Q. What’s a typical day like for the DOE’s top chef?
A. I start my day by meeting with my staff. We’ll discuss the main issues that we’re dealing with and how we can prioritize. This week, for instance, we finalized all the menus for December (they’ve already gone out), and we’ve started to work on January’s menu. One of my staff members is responsible for writing the menus, and we’ll sit down together and discuss what food we want to highlight and what initiatives we want to push for each month. So, a large portion of my day has to do with timelines—I guess everyone has those.
Q. You didn’t say that your day starts with breakfast. Do you eat breakfast?
A. Good point. My staff knows that it’s probably not a great idea to start talking to me until I’ve had my whole grain cereal with skim milk and a couple of bananas. I’m very much one of those folks that needs to eat. If I don’t eat and I’m hungry, I can get a little cranky. So, yes, definitely, my day starts with breakfast. There’s no doubt about that. Then we start to get into it. And like I said, it could be any number of themes.

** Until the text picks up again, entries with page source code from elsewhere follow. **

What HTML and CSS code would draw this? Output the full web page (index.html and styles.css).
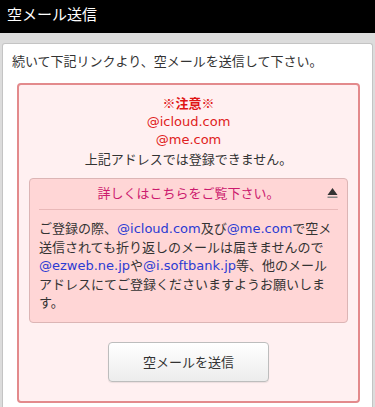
FILE: index.html
```
<!DOCTYPE html>
<html lang="ja">
<head>
<meta charset="utf-8">
<link rel="stylesheet" href="styles.css">
</head>
<body>
<header class="topbar">空メール送信</header>
<main class="page">
  <section class="panel">
    <p class="intro">続いて下記リンクより、空メールを送信して下さい。</p>
    <div class="notice">
      <p class="notice-title">※注意※</p>
      <p class="notice-red">@icloud.com</p>
      <p class="notice-red">@me.com</p>
      <p class="notice-text">上記アドレスでは登録できません。</p>
      <div class="details">
        <div class="details-head">
          <span class="details-title">詳しくはこちらをご覧下さい。</span>
          <svg class="eject" width="11" height="12" viewBox="0 0 11 12"><polygon points="5.5,1 10.5,8 0.5,8" fill="#333"/><rect x="0.5" y="9.5" width="10" height="1.5" fill="#888"/></svg>
        </div>
        <p class="details-body">ご登録の際、<span class="link">@icloud.com</span>及び<span class="link">@me.com</span>で空メ<br>送信されても折り返しのメールは届きませんので<br><span class="link">@ezweb.ne.jp</span>や<span class="link">@i.softbank.jp</span>等、他のメール<br>アドレスにてご登録くださいますようお願いしま<br>す。</p>
      </div>
      <div class="actions">
        <button class="send-btn" type="button">空メールを送信</button>
      </div>
    </div>
  </section>
</main>
</body>
</html>
```
FILE: styles.css
```
* { box-sizing: border-box; }
html, body { margin: 0; padding: 0; }
body {
  font-family: "DejaVu Sans", "Noto Sans CJK JP", sans-serif;
  font-size: 13px;
  color: #333;
  background: #dcdcdc;
}
p { margin: 0; }
.topbar {
  height: 33px;
  background: #000;
  color: #fff;
  font-family: "Noto Sans CJK JP", sans-serif;
  font-size: 15px;
  line-height: 28px;
  padding-left: 7px;
}
.page {
  padding: 10px 2px 0 2px;
}
.panel {
  background: #fff;
  border: 1px solid #c4c4c4;
  border-bottom: none;
  border-radius: 3px 3px 0 0;
  padding: 8px 12px 10px 9px;
}
.intro {
  line-height: 18px;
  font-family: "Noto Sans CJK JP", sans-serif;
}
.notice {
  margin-top: 13px;
  margin-left: 5px;
  background: #fff0f1;
  border: 2px solid #e38a8c;
  border-radius: 4px;
  padding: 9px 10px 19px 10px;
  text-align: center;
  line-height: 18.6px;
}
.notice-title {
  color: #e01515;
  font-weight: bold;
  font-family: "Noto Sans CJK JP", sans-serif;
}
.notice-red { color: #e02020; }
.notice-text { color: #333; font-family: "Noto Sans CJK JP", sans-serif; }
.details {
  margin-top: 10px;
  background: #ffd6d6;
  border: 1px solid #dcb5b5;
  border-radius: 4px;
  padding: 5px 9px 9px 9px;
  text-align: left;
}
.details-head {
  display: flex;
  align-items: center;
  justify-content: center;
  position: relative;
  padding-bottom: 7px;
  border-bottom: 1px solid #e9b8b8;
  line-height: 18px;
}
.details-title {
  color: #cc1a6e;
  font-family: "Noto Sans CJK JP", sans-serif;
}
.eject {
  position: absolute;
  right: 0;
  top: 3px;
}
.details-body {
  margin-top: 10px;
  line-height: 18.5px;
  white-space: nowrap;
}
.link { color: #2b3bd3; }
.actions {
  margin-top: 19px;
  display: flex;
  justify-content: center;
}
.send-btn {
  width: 161px;
  height: 40px;
  border: 1px solid #bdbdbd;
  border-radius: 4px;
  background: linear-gradient(#ffffff, #ececec);
  font-family: "Noto Sans CJK JP", sans-serif;
  font-size: 13px;
  color: #333;
  box-shadow: 0 1px 1px rgba(0,0,0,0.08);
}
```
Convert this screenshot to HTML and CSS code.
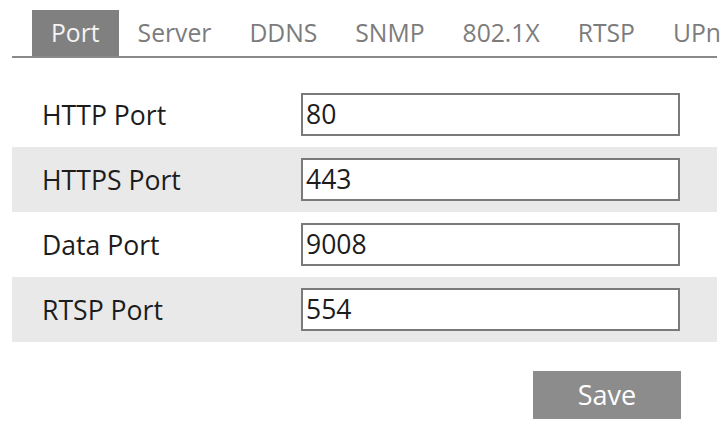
FILE: index.html
```html
<!DOCTYPE html>
<html>
<head>
<meta charset="utf-8">
<link rel="stylesheet" href="styles.css">
</head>
<body>
<div class="page">
  <div class="tabs">
    <div class="tab active">Port</div>
    <div class="tab">Server</div>
    <div class="tab">DDNS</div>
    <div class="tab">SNMP</div>
    <div class="tab">802.1X</div>
    <div class="tab">RTSP</div>
    <div class="tab">UPnP</div>
  </div>
  <div class="form">
    <div class="row">
      <label class="label">HTTP Port</label>
      <div class="field">80</div>
    </div>
    <div class="row alt">
      <label class="label">HTTPS Port</label>
      <div class="field">443</div>
    </div>
    <div class="row">
      <label class="label">Data Port</label>
      <div class="field">9008</div>
    </div>
    <div class="row alt">
      <label class="label">RTSP Port</label>
      <div class="field">554</div>
    </div>
  </div>
  <div class="actions">
    <div class="btn">Save</div>
  </div>
</div>
</body>
</html>
```

FILE: styles.css
```css
html, body {
  margin: 0;
  padding: 0;
  background: #fff;
  overflow: hidden;
}
body {
  font-family: "Open Sans", "Noto Sans", sans-serif;
}
.page {
  width: 705px;
  margin-left: 12px;
  padding-top: 10px;
}
.tabs {
  display: flex;
  height: 46px;
  padding-left: 20px;
  border-bottom: 2px solid #8a8a8a;
  white-space: nowrap;
}
.tab {
  padding: 0 19px;
  font-size: 24.7px;
  line-height: 46px;
  color: #7c7c7c;
  flex: none;
}
.tab.active {
  background: #808080;
  color: #f4f4f4;
}
.form {
  margin-top: 24px;
}
.row {
  display: flex;
  align-items: center;
  height: 65px;
  padding-left: 30px;
}
.row.alt {
  background: #e9e9e9;
}
.label {
  width: 259px;
  font-size: 26.6px;
  color: #1c1c1c;
}
.field {
  box-sizing: border-box;
  width: 379px;
  height: 43px;
  border: 2px solid #7a7a7a;
  background: #fff;
  padding-left: 3px;
  font-size: 26.5px;
  line-height: 39px;
  color: #1c1c1c;
}
.actions {
  display: flex;
  justify-content: flex-end;
  padding-right: 36px;
  margin-top: 29px;
}
.btn {
  width: 148px;
  height: 48px;
  background: #8c8c8c;
  color: #fff;
  font-size: 27px;
  line-height: 48px;
  text-align: center;
}
```
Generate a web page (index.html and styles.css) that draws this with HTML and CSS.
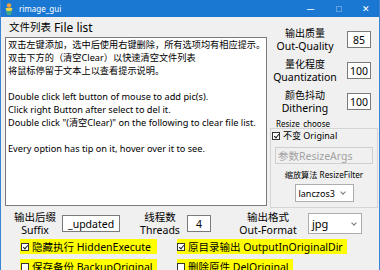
FILE: index.html
```html
<!DOCTYPE html>
<html lang="zh">

<head>
    <meta charset="UTF-8">
    <title>rimage_gui</title>
    <link rel="stylesheet" href="styles.css">
</head>

<body>
    <div class="window">
        <!-- 标题栏 -->
        <div class="titlebar">
            <svg class="app_icon" width="10" height="12" viewBox="0 0 10 12">
                <circle cx="5" cy="2.5" r="2.2" fill="#f2a23a" />
                <path d="M1.5 5 L8.5 5 L7.5 8 L2.5 8 Z" fill="#e8d24a" />
                <path d="M2 8 L8 8 L7 12 L3 12 Z" fill="#3aa58c" />
            </svg>
            <span class="title">rimage_gui</span>
            <div class="controls">
                <span class="ctl min">&#8212;</span>
                <span class="ctl max"></span>
                <span class="ctl close">&#10005;</span>
            </div>
        </div><!-- .titlebar end -->

        <div class="client">
            <div class="top">
                <div class="files">
                    <div class="files_label"><span class="zh">文件列表</span> File list</div>
                    <div class="filebox">
                        <p>双击左键添加，选中后使用右键删除，所有选项均有相应提示。</p>
                        <p>双击下方的（清空Clear）以快速清空文件列表</p>
                        <p>将鼠标停留于文本上以查看提示说明。</p>
                        <p>&nbsp;</p>
                        <p>Double click left button of mouse to add pic(s).</p>
                        <p>Click right Button after select to del it.</p>
                        <p>Double click "(清空Clear)" on the following to clear file list.</p>
                        <p>&nbsp;</p>
                        <p>Every option has tip on it, hover over it to see.</p>
                    </div>
                </div><!-- .files end -->

                <div class="options">
                    <div class="opt">
                        <div class="opt_label"><div class="zh">输出质量</div>Out-Quality</div>
                        <div class="field num">85</div>
                    </div>
                    <div class="opt">
                        <div class="opt_label"><div class="zh">量化程度</div>Quantization</div>
                        <div class="field num">100</div>
                    </div>
                    <div class="opt">
                        <div class="opt_label"><div class="zh">颜色抖动</div>Dithering</div>
                        <div class="field num">100</div>
                    </div>

                    <div class="resize_title">Resize_choose</div>
                    <div class="resize">
                        <div class="check small"><span class="box on"></span>不变 Original</div>
                        <div class="field args">参数ResizeArgs</div>
                        <div class="filter_label">缩放算法 ResizeFilter</div>
                        <div class="field select lanczos">lanczos3<span class="arrow"></span></div>
                    </div><!-- .resize end -->
                </div><!-- .options end -->
            </div><!-- .top end -->

            <div class="params">
                <div class="p_label suffix_label">输出后缀<br>Suffix</div>
                <div class="field suffix">_updated</div>
                <div class="p_label threads_label">线程数<br>Threads</div>
                <div class="field num threads">4</div>
                <div class="p_label format_label">输出格式<br>Out-Format</div>
                <div class="field select jpg">jpg<span class="arrow"></span></div>
            </div><!-- .params end -->

            <div class="checks">
                <div class="check_row">
                    <div class="check hl left"><span class="box on"></span>隐藏执行 HiddenExecute</div>
                    <div class="check hl right"><span class="box on"></span>原目录输出 OutputInOriginalDir</div>
                </div>
                <div class="check_row">
                    <div class="check hl left"><span class="box"></span>保存备份 BackupOriginal</div>
                    <div class="check hl right"><span class="box"></span>删除原件 DelOriginal</div>
                </div>
            </div><!-- .checks end -->
        </div><!-- .client end -->
    </div><!-- .window end -->
</body>

</html>
```

FILE: styles.css
```css
* {
    margin: 0;
    padding: 0;
    box-sizing: border-box;
}

body {
    width: 380px;
    height: 270px;
    overflow: hidden;
    font-family: "Noto Sans", "Noto Sans CJK SC", sans-serif;
    color: #000;
}

.window {
    width: 380px;
    height: 270px;
    background-color: #f0f0f0;
    border-left: 1px solid #3a86d6;
    border-right: 1px solid #3a86d6;
    overflow: hidden;
}

/* 标题栏 */
.titlebar {
    height: 17px;
    background-color: #1a78d2;
    display: flex;
    align-items: center;
    color: #fff;
}

.titlebar .app_icon {
    margin-left: 3px;
}

.titlebar .title {
    margin-left: 5px;
    font-size: 8px;
}

.titlebar .controls {
    margin-left: auto;
    display: flex;
    align-items: center;
    height: 100%;
}

.titlebar .ctl {
    width: 29px;
    text-align: center;
    font-size: 8px;
    line-height: 17px;
}

.titlebar .max {
    display: block;
    width: 6px;
    height: 6px;
    border: 1px solid #5d9fe0;
    margin: 0 11px;
}

.titlebar .close {
    font-size: 9px;
    width: 26px;
}

/* 上半部分 */
.top {
    display: flex;
    height: 190px;
}

.files {
    width: 266px;
    padding-left: 4px;
}

.files_label {
    height: 20px;
    line-height: 20px;
    padding-left: 4px;
    font-size: 12px;
}

.files_label .zh {
    font-size: 10.5px;
    vertical-align: 1px;
}

.filebox {
    height: 169px;
    background-color: #fff;
    border: 1px solid #7a7a7a;
    padding: 0 2px;
    font-size: 9.2px;
    line-height: 13px;
    white-space: nowrap;
    overflow: hidden;
}

.options {
    width: 108px;
    margin-left: 3px;
    padding-top: 7px;
    display: flex;
    flex-direction: column;
}

.opt {
    height: 31px;
    display: flex;
    align-items: center;
}

.opt_label {
    width: 70px;
    text-align: center;
    font-size: 10.5px;
    line-height: 13px;
}

.opt_label .zh {
    font-size: 10px;
}

.field {
    background-color: #fff;
    border: 1px solid #7a7a7a;
    font-size: 10.5px;
    display: flex;
    align-items: center;
}

.field.num {
    width: 24px;
    height: 17px;
    margin-left: 7px;
    justify-content: center;
}

.resize_title {
    margin-top: 2px;
    padding-left: 6px;
    font-size: 8px;
    line-height: 9px;
}

.resize {
    flex: 1;
    margin-bottom: -1px;
    border: 1px solid #d5d5d5;
    display: flex;
    flex-direction: column;
    align-items: center;
}

.resize .check {
    align-self: flex-start;
    height: 13px;
    padding-left: 1px;
}

.field.args {
    width: 98px;
    height: 17px;
    margin-top: 5px;
    padding-left: 2px;
    background-color: #f0f0f0;
    border-color: #cfcfcf;
    color: #a3a3a3;
}

.filter_label {
    margin-top: 4px;
    font-size: 8.2px;
    line-height: 14px;
}

.field.select {
    position: relative;
    border-color: #adadad;
    padding-left: 3px;
}

.field.select .arrow {
    position: absolute;
    top: 50%;
    width: 4px;
    height: 4px;
    border-right: 1px solid #777;
    border-bottom: 1px solid #777;
    transform: translateY(-75%) rotate(45deg);
}

.lanczos {
    width: 59px;
    height: 18px;
    margin-top: 2px;
    font-size: 9px;
}

.lanczos .arrow {
    right: 8px;
}

/* 参数行 */
.params {
    display: flex;
    align-items: center;
    height: 27px;
    margin-top: 3px;
    padding-left: 12px;
}

.p_label {
    text-align: center;
    font-size: 10.5px;
    line-height: 13px;
}

.suffix_label {
    width: 44px;
}

.field.suffix {
    width: 58px;
    height: 17px;
    margin-left: 5px;
    padding-left: 5px;
}

.threads_label {
    width: 40px;
    margin-left: 20px;
}

.field.threads {
    margin-left: 7px;
}

.format_label {
    width: 60px;
    margin-left: 27px;
}

.jpg {
    width: 54px;
    height: 21px;
    margin-left: 10px;
    font-size: 11px;
}

.jpg .arrow {
    right: 5px;
}

/* 复选框 */
.checks {
    margin-top: 2px;
    padding-left: 19px;
}

.check_row {
    display: flex;
    height: 15px;
    margin-bottom: 5px;
}

.check {
    display: flex;
    align-items: center;
    font-size: 10.5px;
    white-space: nowrap;
}

.check.small {
    font-size: 9px;
}

.check.hl {
    background-color: #ffff00;
}

.check.left {
    width: 137px;
    padding-left: 1px;
}

.check.right {
    margin-left: 20px;
    padding-right: 4px;
}

.box {
    width: 8px;
    height: 8px;
    margin-right: 3px;
    border: 1px solid #333;
    background-color: #fff;
    position: relative;
}

.box.on::after {
    content: "";
    position: absolute;
    left: 2px;
    top: 0;
    width: 2px;
    height: 4px;
    border-right: 1px solid #222;
    border-bottom: 1px solid #222;
    transform: rotate(40deg);
}
```
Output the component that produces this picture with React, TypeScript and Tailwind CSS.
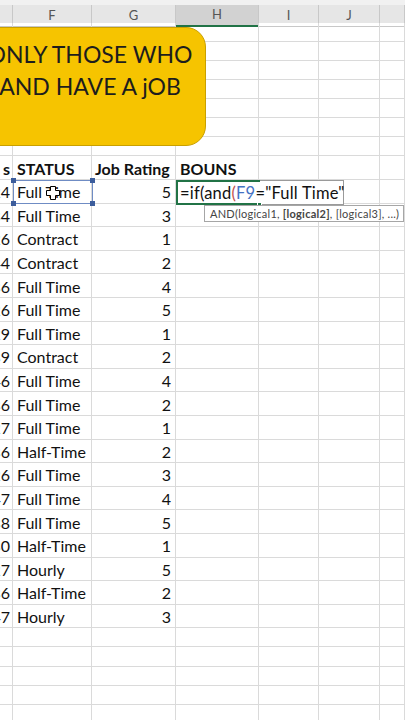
import React from 'react'

const cols = 'grid grid-cols-[13px_79px_84px_83px_60px_61px_1fr]'

const rows: [string, string, number][] = [
  ['24', 'Full Time', 5],
  ['34', 'Full Time', 3],
  ['26', 'Contract', 1],
  ['44', 'Contract', 2],
  ['36', 'Full Time', 4],
  ['26', 'Full Time', 5],
  ['29', 'Full Time', 1],
  ['39', 'Contract', 2],
  ['46', 'Full Time', 4],
  ['36', 'Full Time', 2],
  ['27', 'Full Time', 1],
  ['36', 'Half-Time', 2],
  ['26', 'Full Time', 3],
  ['47', 'Full Time', 4],
  ['38', 'Full Time', 5],
  ['30', 'Half-Time', 1],
  ['27', 'Hourly', 5],
  ['36', 'Half-Time', 2],
  ['47', 'Hourly', 3],
]

const cell = 'border-r border-b border-[#dadada] overflow-hidden whitespace-nowrap flex items-center pt-[2px]'

function EmptyRow({ h }: { h: string }) {
  return (
    <div className={`${cols} ${h}`}>
      {[0, 1, 2, 3, 4, 5, 6].map((i) => (
        <div key={i} className={cell} />
      ))}
    </div>
  )
}

function CrossCursor() {
  return (
    <svg width="16" height="16" viewBox="0 0 16 16" className="absolute left-[45px] top-[185px]">
      <path
        d="M5.5 1.5h5v4h4v5h-4v4h-5v-4h-4v-5h4z"
        fill="#fff"
        stroke="#000"
        strokeWidth="1"
      />
    </svg>
  )
}

export default function App() {
  const letters = ['', 'F', 'G', 'H', 'I', 'J', '']
  return (
    <div className="relative w-[405px] h-[720px] overflow-hidden bg-white font-['Lato','Noto_Sans',sans-serif] text-[16px] text-[#111]">
      {/* strip above column headers */}
      <div className="h-[5px] bg-[#f1f1f1]" />
      {/* column letters */}
      <div className={`${cols} h-[18px] bg-[#e6e6e6] text-[13px] text-[#555]`}>
        {letters.map((l, i) => (
          <div
            key={i}
            className={`flex items-center justify-center border-r border-[#c8c8c8] ${
              l === 'H' ? 'bg-[#d2d2d2] border-b-2 border-b-[#217346]' : 'border-b border-b-[#c8c8c8]'
            }`}
          >
            {l}
          </div>
        ))}
      </div>

      {/* rows hidden behind the callout */}
      {[0, 1, 2, 3, 4, 5, 6].map((i) => (
        <EmptyRow key={i} h="h-[19px]" />
      ))}

      {/* header row */}
      <div className={`${cols} h-[24px] font-bold`}>
        <div className={`${cell} justify-end pr-[2px]`}>s</div>
        <div className={`${cell} pl-[4px]`}>STATUS</div>
        <div className={`${cell} pl-[3px]`}>Job Rating</div>
        <div className={`${cell} pl-[4px]`}>BOUNS</div>
        <div className={cell} />
        <div className={cell} />
        <div className={cell} />
      </div>

      {rows.map(([e, status, rating], i) => (
        <div key={i} className={`${cols} h-[23.6px]`}>
          <div className={`${cell} justify-end pr-[2px]`}>{e}</div>
          <div className={`${cell} pl-[4px]`}>{status}</div>
          <div className={`${cell} justify-end pr-[4px]`}>{rating}</div>
          <div className={cell} />
          <div className={cell} />
          <div className={cell} />
          <div className={cell} />
        </div>
      ))}

      {[0, 1, 2, 3, 4].map((i) => (
        <EmptyRow key={i} h="h-[19.2px]" />
      ))}

      {/* callout shape */}
      <div className="absolute left-[-26px] top-[27px] w-[232px] h-[119px] rounded-[20px] bg-[#f6c400] border-[1.5px] border-[#c9a000] pt-[10px] text-center text-[23px] leading-[32px] text-[#1d1d1d]">
        <div>ONLY THOSE WHO</div>
        <div>AND HAVE A jOB</div>
      </div>

      {/* F9 reference highlight */}
      <div className="absolute left-[13px] top-[180px] w-[80px] h-[24px] border-[1.5px] border-[#6f8cc4]">
        <span className="absolute left-[-3px] top-[-3px] w-[5px] h-[5px] bg-[#3c5d9c]" />
        <span className="absolute right-[-3px] top-[-3px] w-[5px] h-[5px] bg-[#3c5d9c]" />
        <span className="absolute left-[-3px] bottom-[-3px] w-[5px] h-[5px] bg-[#3c5d9c]" />
        <span className="absolute right-[-3px] bottom-[-3px] w-[5px] h-[5px] bg-[#3c5d9c]" />
      </div>
      <CrossCursor />

      {/* in-cell editor */}
      <div className="absolute left-[176px] top-[180px] w-[168px] h-[25px] bg-white border border-[#9a9a9a] flex items-center pl-[3px] pt-[2px] whitespace-nowrap text-[16.5px] tracking-[0.2px]">
        <span>=if(and</span>
        <span className="text-[#c0504d]">(</span>
        <span className="text-[#4472c4]">F9</span>
        <span>="Full Time"</span>
        <span className="ml-[1px] w-[1px] h-[19px] bg-black" />
      </div>
      <div className="absolute left-[176px] top-[180px] w-[84px] h-[25px] border-2 border-[#217346] border-r-0" />
      <span className="absolute left-[257px] top-[202px] w-[5px] h-[5px] bg-[#217346] border border-white" />

      {/* function tooltip */}
      <div className="absolute left-[204px] top-[205px] w-[200px] h-[17px] bg-white border border-[#a6a6a6] pl-[5px] text-[11px] tracking-[0.25px] leading-[15px] text-[#444] whitespace-nowrap overflow-hidden">
        AND(logical1, <b>[logical2]</b>, [logical3], ...)
      </div>
    </div>
  )
}
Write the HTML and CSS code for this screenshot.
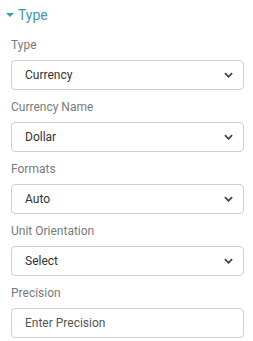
FILE: index.html
```html
<!DOCTYPE html>
<html lang="en">
<head>
<meta charset="UTF-8">
<meta name="viewport" content="width=device-width, initial-scale=1.0">
<title>Type</title>
<link rel="stylesheet" href="styles.css">
</head>
<body>
<div class="panel">
  <div class="section-title"><span class="caret"></span>Type</div>

  <div class="fields">
    <div class="field">
      <div class="label">Type</div>
      <div class="select"><span>Currency</span><svg class="chev" viewBox="0 0 10 6"><path d="M1 1 L5 5 L9 1" /></svg></div>
    </div>
    <div class="field">
      <div class="label">Currency Name</div>
      <div class="select"><span>Dollar</span><svg class="chev" viewBox="0 0 10 6"><path d="M1 1 L5 5 L9 1" /></svg></div>
    </div>
    <div class="field">
      <div class="label">Formats</div>
      <div class="select"><span>Auto</span><svg class="chev" viewBox="0 0 10 6"><path d="M1 1 L5 5 L9 1" /></svg></div>
    </div>
    <div class="field">
      <div class="label">Unit Orientation</div>
      <div class="select"><span>Select</span><svg class="chev" viewBox="0 0 10 6"><path d="M1 1 L5 5 L9 1" /></svg></div>
    </div>
    <div class="field">
      <div class="label">Precision</div>
      <div class="input"><span>Enter Precision</span></div>
    </div>
  </div>
</div>
</body>
</html>
```

FILE: styles.css
```css
body {
  margin: 0;
  background: #fff;
  font-family: Roboto, "Noto Sans", Arial, sans-serif;
}
.panel {
  padding: 6px 9px 0 11px;
}
.section-title {
  display: flex;
  align-items: center;
  height: 18px;
  font-size: 14px;
  color: #3b9cab;
  margin-left: -5px;
}
.caret {
  width: 0;
  height: 0;
  border-left: 4px solid transparent;
  border-right: 4px solid transparent;
  border-top: 4px solid #3b9cab;
  margin-right: 4px;
}
.fields {
  padding-top: 13px;
}
.field {
  margin-bottom: 9px;
}
.label {
  font-size: 12px;
  line-height: 16px;
  color: #7a7a7a;
  margin-bottom: 7px;
}
.select, .input {
  box-sizing: border-box;
  height: 30px;
  border: 1px solid #cfcfcf;
  border-radius: 4px;
  display: flex;
  align-items: center;
  justify-content: space-between;
  padding: 0 10px 0 13px;
  font-size: 12px;
  color: #333;
}
.input {
  color: #555;
}
.chev {
  width: 9px;
  height: 6px;
  fill: none;
  stroke: #444;
  stroke-width: 2;
}
```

My office is responsible for all the menus for the City, the product procurement, product testing, and recipe development. We’re also, to a large degree, responsible for training kitchen staff. We have a chef for every borough. All of what they do, day in and day out, is train kitchen staff. It’s a big system, and there are always new products that people need to understand how to use. We are trying to move the system more and more toward a scratch cooking scenario, so we’re continuing to train folks in how to prepare and present food. Some of it is very, very basic.
We also have a chef who is our point person for local procurement and garden café initiatives—taking the product from a neighborhood community garden and working with community members to involve the product in school menus.